* **THE EXERCISE**:
Extract all lines that hold the string "screenshot".

Entries with page source code
-----

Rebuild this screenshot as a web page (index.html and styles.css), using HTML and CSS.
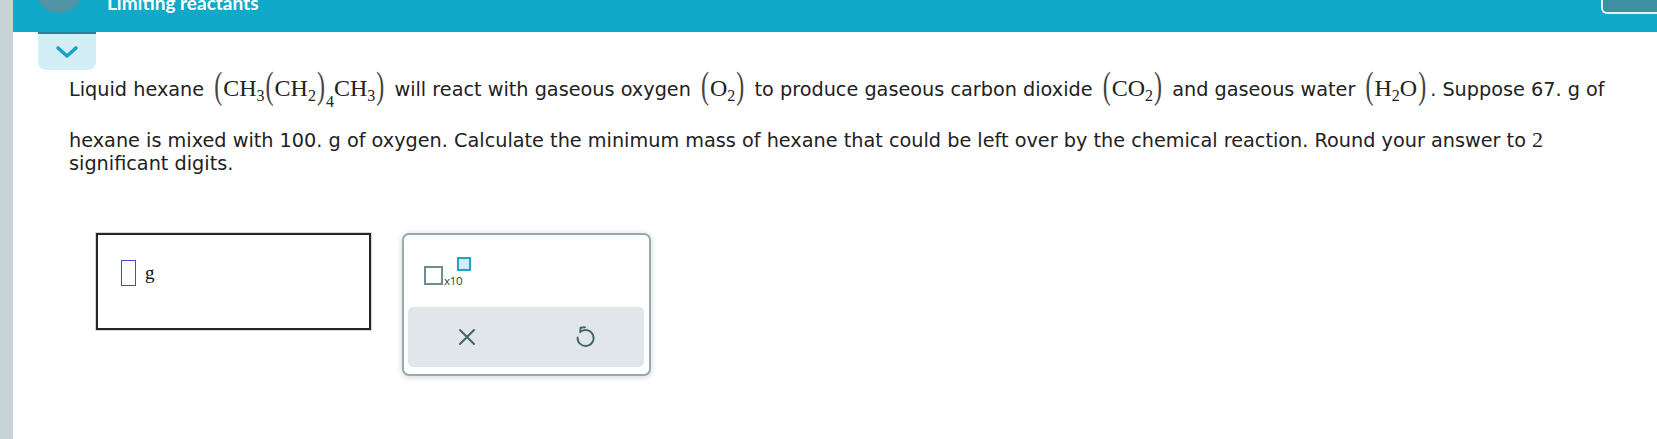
FILE: index.html
```html
<!DOCTYPE html>
<html lang="en">
<head>
<meta charset="utf-8">
<title>Limiting reactants</title>
<link rel="stylesheet" href="styles.css">
</head>
<body>
<div class="app">
  <div class="rail"></div>
  <div class="main">
    <header class="topbar">
      <div class="avatar"></div>
      <div class="title">Limiting reactants</div>
      <div class="status"></div>
    </header>
    <div class="content">
      <button class="toggle" type="button" aria-label="Collapse">
        <svg width="24" height="14" viewBox="0 0 24 14"><path d="M3 3 L12 11 L21 3" fill="none" stroke="#1aa1c3" stroke-width="3.6" stroke-linecap="round" stroke-linejoin="round"/></svg>
      </button>
      <p class="question">Liquid hexane <span class="m"><span class="p">(</span>CH<span class="sub">3</span><span class="p">(</span>CH<span class="sub">2</span><span class="p">)</span><span class="sub low">4</span>CH<span class="sub">3</span><span class="p">)</span></span> will react with gaseous oxygen <span class="m"><span class="p">(</span>O<span class="sub">2</span><span class="p">)</span></span> to produce gaseous carbon dioxide <span class="m"><span class="p">(</span>CO<span class="sub">2</span><span class="p">)</span></span> and gaseous water <span class="m"><span class="p">(</span>H<span class="sub">2</span>O<span class="p">)</span></span>. Suppose 67. g of hexane is mixed with 100. g of oxygen. Calculate the minimum mass of hexane that could be left over by the chemical reaction. Round your answer to <span class="num">2</span> significant digits.</p>
      <div class="answer-row">
        <div class="answer-box">
          <span class="cursor"></span>
          <span class="unit">g</span>
        </div>
        <div class="keypad">
          <div class="keypad-top">
            <div class="sci">
              <span class="sci-base"></span>
              <span class="sci-x">x10</span>
              <span class="sci-exp"></span>
            </div>
          </div>
          <div class="keypad-actions">
            <button class="key" type="button" aria-label="Clear">
              <svg width="18" height="18" viewBox="0 0 18 18"><path d="M2 2 L16 16 M16 2 L2 16" fill="none" stroke="#46636d" stroke-width="2" stroke-linecap="round"/></svg>
            </button>
            <button class="key" type="button" aria-label="Undo">
              <svg width="22" height="26" viewBox="0 0 22 26"><path d="M7.2 7.3 A8 8 0 1 1 3.6 13.5" fill="none" stroke="#46636d" stroke-width="1.9" stroke-linecap="round"/><path d="M11 3.2 L6.6 3.6 L6.2 8.2" fill="none" stroke="#46636d" stroke-width="1.9" stroke-linecap="round" stroke-linejoin="round"/></svg>
            </button>
          </div>
        </div>
      </div>
    </div>
  </div>
</div>
</body>
</html>
```
FILE: styles.css
```css
html, body {
  margin: 0;
  padding: 0;
  background: #ffffff;
}
body {
  font-family: "DejaVu Sans", Verdana, sans-serif;
  color: #222222;
}
.app {
  display: flex;
  min-height: 100vh;
}
.rail {
  width: 13px;
  flex: none;
  background: #c8d3d8;
}
.main {
  flex: 1;
  min-width: 0;
}
.topbar {
  height: 32px;
  background: #10a9c9;
  display: flex;
  align-items: flex-start;
  padding-left: 22px;
  overflow: hidden;
}
.avatar {
  width: 48px;
  height: 48px;
  border-radius: 50%;
  background: #4f93a4;
  margin-top: -35px;
  flex: none;
}
.title {
  margin-left: 24px;
  margin-top: -7px;
  font-family: Lato, "Open Sans", sans-serif;
  font-weight: 700;
  font-size: 19px;
  line-height: 20px;
  color: #ffffff;
}
.status {
  margin-left: auto;
  width: 54px;
  height: 12px;
  margin-top: -2px;
  background: #3e8fa1;
  border: 2px solid #e4f2f5;
  border-right: none;
  border-radius: 0 0 0 6px;
}
.content {
  padding-left: 25px;
}
.toggle {
  display: flex;
  align-items: center;
  justify-content: center;
  width: 58px;
  height: 38px;
  padding: 0;
  margin: 0;
  border: none;
  border-top: 2px solid #2a8394;
  border-radius: 0 0 8px 8px;
  background: #d4eef5;
  box-sizing: border-box;
}
.question {
  margin: 6px 0 0 31px;
  width: 1545px;
  font-size: 19.25px;
  line-height: 23px;
}
.m {
  font-family: "Liberation Serif", "Times New Roman", serif;
  font-size: 24px;
  margin: 0 3px 0 3px;
}
.num {
  font-family: "Liberation Serif", "Times New Roman", serif;
  font-size: 22px;
}
.p {
  display: inline-block;
  padding: 0 0 28px;
  line-height: 24px;
  color: #444;
  transform: scaleY(1.55);
  transform-origin: 50% 16px;
  margin: 0 1px;
}
.sub {
  font-size: 16px;
  vertical-align: -5px;
  line-height: 0;
}
.sub.low {
  vertical-align: -11px;
}
.answer-row {
  display: flex;
  align-items: flex-start;
  margin-top: 58px;
  margin-left: 58px;
  gap: 31px;
}
.answer-box {
  width: 275px;
  height: 97px;
  box-sizing: border-box;
  border: 2px solid #262626;
  box-shadow: 0 0 0 1px #d6d6d6;
  display: flex;
  align-items: flex-start;
  padding: 25px 0 0 23px;
}
.cursor {
  width: 15px;
  height: 26px;
  box-sizing: border-box;
  border: 1.5px solid #4646e8;
}
.unit {
  margin-left: 9px;
  margin-top: 3px;
  font-family: "Liberation Serif", "Times New Roman", serif;
  font-size: 19px;
  line-height: 20px;
  color: #111;
}
.keypad {
  width: 249px;
  height: 143px;
  box-sizing: border-box;
  border: 2px solid #93abb3;
  border-radius: 7px;
  background: #ffffff;
  box-shadow: 0 1px 6px rgba(0, 0, 0, 0.18);
  padding: 0 5px 7px 4px;
  display: flex;
  flex-direction: column;
}
.keypad-top {
  height: 72px;
  padding: 20px 0 0 16px;
  box-sizing: border-box;
}
.sci {
  display: flex;
  align-items: flex-start;
  padding-top: 2px;
}
.sci-base {
  width: 19px;
  height: 19px;
  box-sizing: border-box;
  border: 2px solid #6f8b94;
  margin-top: 9px;
}
.sci-x {
  font-family: "Open Sans", sans-serif;
  font-size: 11.5px;
  line-height: 12px;
  color: #3a3a3a;
  margin-top: 18px;
  margin-left: 1px;
  letter-spacing: -0.3px;
}
.sci-exp {
  width: 14px;
  height: 14px;
  box-sizing: border-box;
  border: 2px solid #26a1c1;
  background: #cdeef6;
  margin-left: -5px;
  margin-top: 0;
}
.keypad-actions {
  flex: 1;
  display: flex;
  background: #e0e6e9;
  border-radius: 5px;
}
.key {
  flex: 1;
  display: flex;
  align-items: center;
  justify-content: center;
  border: none;
  background: transparent;
  padding: 0;
  margin: 0;
}
```
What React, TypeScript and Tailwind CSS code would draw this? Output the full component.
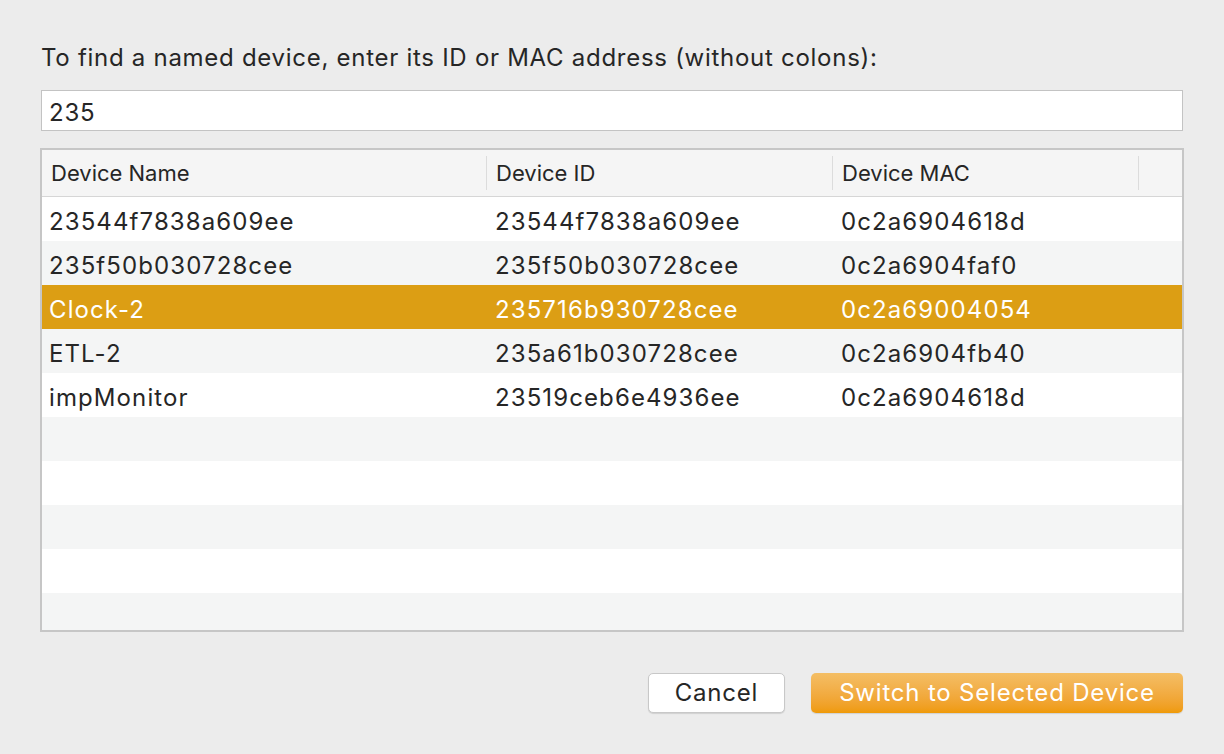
import React from "react";

const rows = [
  { name: "23544f7838a609ee", id: "23544f7838a609ee", mac: "0c2a6904618d" },
  { name: "235f50b030728cee", id: "235f50b030728cee", mac: "0c2a6904faf0" },
  { name: "Clock-2", id: "235716b930728cee", mac: "0c2a69004054" },
  { name: "ETL-2", id: "235a61b030728cee", mac: "0c2a6904fb40" },
  { name: "impMonitor", id: "23519ceb6e4936ee", mac: "0c2a6904618d" },
];

export default function App() {
  const selected = 2;
  const filler = Array.from({ length: 5 }, (_, i) => i + rows.length);

  return (
    <div
      className="w-[1224px] h-[754px] bg-[#ececec] text-[#262626] flex flex-col px-[40px] pt-[43px]"
      style={{ fontFamily: "Inter, 'Noto Sans', sans-serif" }}
    >
      <p className="text-[24px] leading-[30px] pl-[1px] tracking-[0.72px]">
        To find a named device, enter its ID or MAC address (without colons):
      </p>

      <div className="mt-[17px] mx-[1px] h-[41px] bg-white border border-[#c3c3c3] flex items-center px-[7px] pt-[5px] text-[24px] tracking-[0.8px]">
        235
      </div>

      {/* device table */}
      <div className="mt-[17px] h-[484px] border-2 border-[#c6c6c6] bg-white flex flex-col overflow-hidden">
        <div className="h-[47px] shrink-0 bg-[#f5f5f5] border-b border-[#d6d6d6] flex items-center text-[22px]">
          <div className="w-[445px] pl-[9px] border-r border-[#dcdcdc] h-[34px] flex items-center">Device Name</div>
          <div className="w-[346px] pl-[9px] border-r border-[#dcdcdc] h-[34px] flex items-center">Device ID</div>
          <div className="w-[306px] pl-[9px] border-r border-[#dcdcdc] h-[34px] flex items-center">Device MAC</div>
          <div className="flex-1" />
        </div>
        {rows.map((r, i) => (
          <div
            key={r.id}
            className={`h-[44px] shrink-0 flex items-center pt-[5px] text-[24px] tracking-[1.1px] ${
              i === selected
                ? "bg-[#dc9e14] text-white"
                : i % 2 === 1
                ? "bg-[#f4f5f5]"
                : "bg-white"
            }`}
          >
            <div className="w-[446px] pl-[7px]">{r.name}</div>
            <div className="w-[346px] pl-[7px]">{r.id}</div>
            <div className="w-[306px] pl-[7px]">{r.mac}</div>
          </div>
        ))}
        {filler.map((i) => (
          <div key={i} className={`h-[44px] shrink-0 ${i % 2 === 1 ? "bg-[#f4f5f5]" : "bg-white"}`} />
        ))}
      </div>

      <div className="mt-[41px] flex justify-end gap-[26px] pr-[1px]">
        <button className="w-[137px] h-[40px] rounded-[5px] bg-white border border-[#c8c8c8] shadow-[0_1px_1px_rgba(0,0,0,0.12)] text-[24px] tracking-[0.8px] text-[#262626]">
          Cancel
        </button>
        <button className="w-[372px] h-[40px] rounded-[5px] bg-gradient-to-b from-[#f4be64] to-[#ef9a05] shadow-[0_1px_1px_rgba(0,0,0,0.12)] text-[24px] tracking-[0.8px] text-white">
          Switch to Selected Device
        </button>
      </div>
    </div>
  );
}
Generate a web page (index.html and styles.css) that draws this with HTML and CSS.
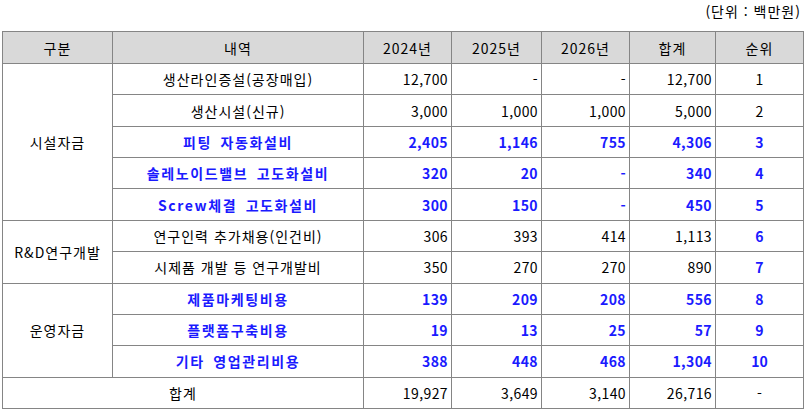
FILE: index.html
```html
<!DOCTYPE html>
<html lang="ko">
<head>
<meta charset="utf-8">
<title>자금 사용 계획</title>
<link rel="stylesheet" href="styles.css">
</head>
<body>
<div class="wrap">
  <div class="unit">(단위 : 백만원)</div>
  <table class="plan">
    <colgroup>
      <col class="c-cat"><col class="c-desc"><col class="c-y1"><col class="c-y2"><col class="c-y3"><col class="c-sum"><col class="c-rank">
    </colgroup>
    <thead>
      <tr class="head">
        <th>구분</th><th>내역</th><th>2024년</th><th>2025년</th><th>2026년</th><th>합계</th><th>순위</th>
      </tr>
    </thead>
    <tbody>
      <tr>
        <td class="cat" rowspan="5">시설자금</td>
        <td class="desc">생산라인증설(공장매입)</td>
        <td class="num">12,700</td><td class="num">-</td><td class="num">-</td><td class="num">12,700</td><td class="rank">1</td>
      </tr>
      <tr>
        <td class="desc">생산시설(신규)</td>
        <td class="num">3,000</td><td class="num">1,000</td><td class="num">1,000</td><td class="num">5,000</td><td class="rank">2</td>
      </tr>
      <tr class="hl">
        <td class="desc">피팅 자동화설비</td>
        <td class="num">2,405</td><td class="num">1,146</td><td class="num">755</td><td class="num">4,306</td><td class="rank">3</td>
      </tr>
      <tr class="hl">
        <td class="desc">솔레노이드밸브 고도화설비</td>
        <td class="num">320</td><td class="num">20</td><td class="num">-</td><td class="num">340</td><td class="rank">4</td>
      </tr>
      <tr class="hl">
        <td class="desc">Screw체결 고도화설비</td>
        <td class="num">300</td><td class="num">150</td><td class="num">-</td><td class="num">450</td><td class="rank">5</td>
      </tr>
      <tr>
        <td class="cat" rowspan="2">R&amp;D연구개발</td>
        <td class="desc">연구인력 추가채용(인건비)</td>
        <td class="num">306</td><td class="num">393</td><td class="num">414</td><td class="num">1,113</td><td class="rank hl-cell">6</td>
      </tr>
      <tr>
        <td class="desc">시제품 개발 등 연구개발비</td>
        <td class="num">350</td><td class="num">270</td><td class="num">270</td><td class="num">890</td><td class="rank hl-cell">7</td>
      </tr>
      <tr class="hl">
        <td class="cat" rowspan="3">운영자금</td>
        <td class="desc">제품마케팅비용</td>
        <td class="num">139</td><td class="num">209</td><td class="num">208</td><td class="num">556</td><td class="rank">8</td>
      </tr>
      <tr class="hl">
        <td class="desc">플랫폼구축비용</td>
        <td class="num">19</td><td class="num">13</td><td class="num">25</td><td class="num">57</td><td class="rank">9</td>
      </tr>
      <tr class="hl">
        <td class="desc">기타 영업관리비용</td>
        <td class="num">388</td><td class="num">448</td><td class="num">468</td><td class="num">1,304</td><td class="rank">10</td>
      </tr>
      <tr class="total">
        <td class="desc" colspan="2">합계</td>
        <td class="num">19,927</td><td class="num">3,649</td><td class="num">3,140</td><td class="num">26,716</td><td class="rank">-</td>
      </tr>
    </tbody>
  </table>
</div>
</body>
</html>
```

FILE: styles.css
```css
html, body {
  margin: 0;
  padding: 0;
  background: #ffffff;
}

body {
  font-family: "Noto Sans CJK KR", "Noto Sans", sans-serif;
  font-size: 14px;
  color: #000000;
}

.wrap {
  padding: 0 5px 0 2px;
}

.unit {
  height: 31px;
  line-height: 23px;
  text-align: right;
  padding-right: 2px;
  letter-spacing: 1px;
}

.plan {
  border-collapse: collapse;
  table-layout: fixed;
  width: 801px;
  border: 1px solid #000000;
}

.c-cat { width: 110px; }
.c-desc { width: 251px; }
.c-y1 { width: 88px; }
.c-y2 { width: 90px; }
.c-y3 { width: 88px; }
.c-sum { width: 86px; }
.c-rank { width: 88px; }

.plan th,
.plan td {
  border: 1px solid #858585;
  padding: 0;
  line-height: 18px;
  white-space: nowrap;
  overflow: hidden;
}

.head {
  height: 32px;
}

.head th {
  background: #d9d9d9;
  font-weight: normal;
  text-align: center;
  letter-spacing: 1px;
}

.plan tbody tr {
  height: 31.36px;
}

.cat,
.desc {
  text-align: center;
  letter-spacing: 1px;
}

.num {
  text-align: right;
  padding-right: 3px !important;
  letter-spacing: 0.4px;
}

.rank {
  text-align: center;
}

.hl td,
.hl-cell {
  color: #1a1aff;
  font-weight: bold;
}

.hl .cat {
  color: #000000;
  font-weight: normal;
}

.hl .desc {
  letter-spacing: 1.6px;
  word-spacing: 3px;
}
```
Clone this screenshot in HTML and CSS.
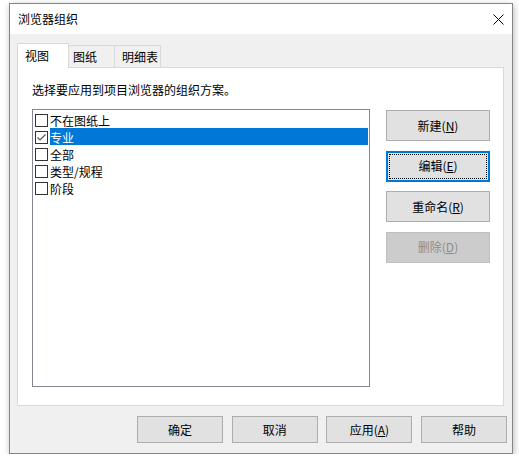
FILE: index.html
```html
<!DOCTYPE html>
<html lang="zh">
<head>
<meta charset="utf-8">
<title>浏览器组织</title>
<link rel="stylesheet" href="styles.css">
</head>
<body>
<div class="window">
  <div class="titlebar">
    <span class="title">浏览器组织</span>
    <svg class="close" width="11" height="11" viewBox="0 0 11 11"><path d="M0.5 0.5 L10.5 10.5 M10.5 0.5 L0.5 10.5" stroke="#000" stroke-width="1" fill="none"/></svg>
  </div>
  <div class="client">
    <div class="tabs">
      <div class="tab active">视图</div>
      <div class="tab t2">图纸</div>
      <div class="tab t3">明细表</div>
    </div>
    <div class="panel">
      <p class="hint">选择要应用到项目浏览器的组织方案。</p>
      <div class="panel-row">
        <div class="listbox">
          <div class="row"><span class="cb"></span><span class="label">不在图纸上</span></div>
          <div class="row selected"><span class="cb"><svg width="11" height="11" viewBox="0 0 11 11"><path d="M1.5 5.5 L4 8 L9.5 2.5" stroke="#555" stroke-width="1.2" fill="none"/></svg></span><span class="label">专业</span></div>
          <div class="row"><span class="cb"></span><span class="label">全部</span></div>
          <div class="row"><span class="cb"></span><span class="label">类型/规程</span></div>
          <div class="row"><span class="cb"></span><span class="label">阶段</span></div>
        </div>
        <div class="side-buttons">
          <button class="btn side">新建(<u>N</u>)</button>
          <button class="btn side focused">编辑(<u>E</u>)</button>
          <button class="btn side">重命名(<u>R</u>)</button>
          <button class="btn side disabled">删除(<u>D</u>)</button>
        </div>
      </div>
    </div>
    <div class="footer">
      <button class="btn foot">确定</button>
      <button class="btn foot">取消</button>
      <button class="btn foot">应用(<u>A</u>)</button>
      <button class="btn foot">帮助</button>
    </div>
  </div>
</div>
</body>
</html>
```
FILE: styles.css
```css
* { box-sizing: border-box; }
html, body {
  margin: 0;
  padding: 0;
  background: #ffffff;
}
body {
  font-family: "Noto Sans CJK SC", "Microsoft YaHei", sans-serif;
  font-size: 12px;
  color: #000;
  padding: 3px 0 0 9px;
}
.window {
  width: 504px;
  height: 451px;
  border: 1px solid #858585;
  background: #f0f0f0;
  box-shadow: 1px 2px 7px rgba(0, 0, 0, 0.28);
  display: flex;
  flex-direction: column;
}
.titlebar {
  height: 30px;
  background: #ffffff;
  display: flex;
  align-items: center;
  justify-content: space-between;
  padding: 0 8px 0 8px;
  flex-shrink: 0;
}
.title {
  line-height: 16px;
  margin-top: -1px;
}
.close {
  display: block;
}
.client {
  flex: 1;
  padding: 9px 8px 10px 7px;
  display: flex;
  flex-direction: column;
}
.tabs {
  height: 24px;
  display: flex;
  align-items: flex-end;
  position: relative;
  z-index: 1;
}
.tab {
  height: 22px;
  line-height: 21px;
  border: 1px solid #d9d9d9;
  border-bottom: none;
  border-left: none;
  background: #f0f0f0;
  padding-left: 4px;
}
.tab.active {
  height: 25px;
  line-height: 24px;
  margin-bottom: -1px;
  width: 52px;
  border-left: 1px solid #d9d9d9;
  background: #ffffff;
  padding-left: 7px;
}
.tab.t2 { width: 46px; }
.tab.t3 { width: 46px; padding-left: 7px; }
.panel {
  height: 339px;
  background: #ffffff;
  border: 1px solid #d9d9d9;
  padding: 14px 0 0 14px;
}
.hint {
  margin: 0;
  line-height: 16px;
}
.panel-row {
  margin-top: 11px;
  display: flex;
  align-items: flex-start;
}
.listbox {
  width: 338px;
  height: 278px;
  border: 1px solid #828790;
  padding-top: 1px;
  padding-right: 1px;
  background: #fff;
}
.row {
  height: 17px;
  display: flex;
  align-items: flex-start;
}
.cb {
  width: 13px;
  height: 13px;
  border: 1px solid #333333;
  margin: 3px 2px 0 2px;
  background: #fff;
  display: flex;
  align-items: center;
  justify-content: center;
  flex-shrink: 0;
}
.cb svg { display: block; }
.label {
  flex: 1;
  height: 17px;
  line-height: 17px;
  padding-top: 1px;
  white-space: nowrap;
}
.row.selected .label {
  background: #0078d7;
  color: #ffffff;
}
.side-buttons {
  margin-left: 16px;
  margin-top: 1px;
  display: flex;
  flex-direction: column;
  gap: 9.67px;
}
.btn {
  font-family: inherit;
  font-size: 12px;
  color: #000;
  background: #e1e1e1;
  border: 1px solid #adadad;
  padding: 0;
  margin: 0;
  line-height: 16px;
}
.btn u { text-underline-offset: 1px; }
.side {
  width: 104px;
  height: 31px;
}
.focused {
  border: 2px solid #0078d7;
  outline: 1px dotted #000;
  outline-offset: -4px;
}
.disabled {
  background: #cccccc;
  border-color: #bfbfbf;
  color: #8d8d8d;
}
.footer {
  margin-top: 10px;
  display: flex;
  justify-content: flex-end;
  gap: 8.67px;
  padding-right: 5px;
  margin-right: -8px;
}
.foot {
  width: 86px;
  height: 27px;
}
```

-----

* **SOLUTION TO THIS EXERCISE**:
Rebuild this screenshot as a web page (index.html and styles.css), using HTML and CSS.
Clone this screenshot in HTML and CSS.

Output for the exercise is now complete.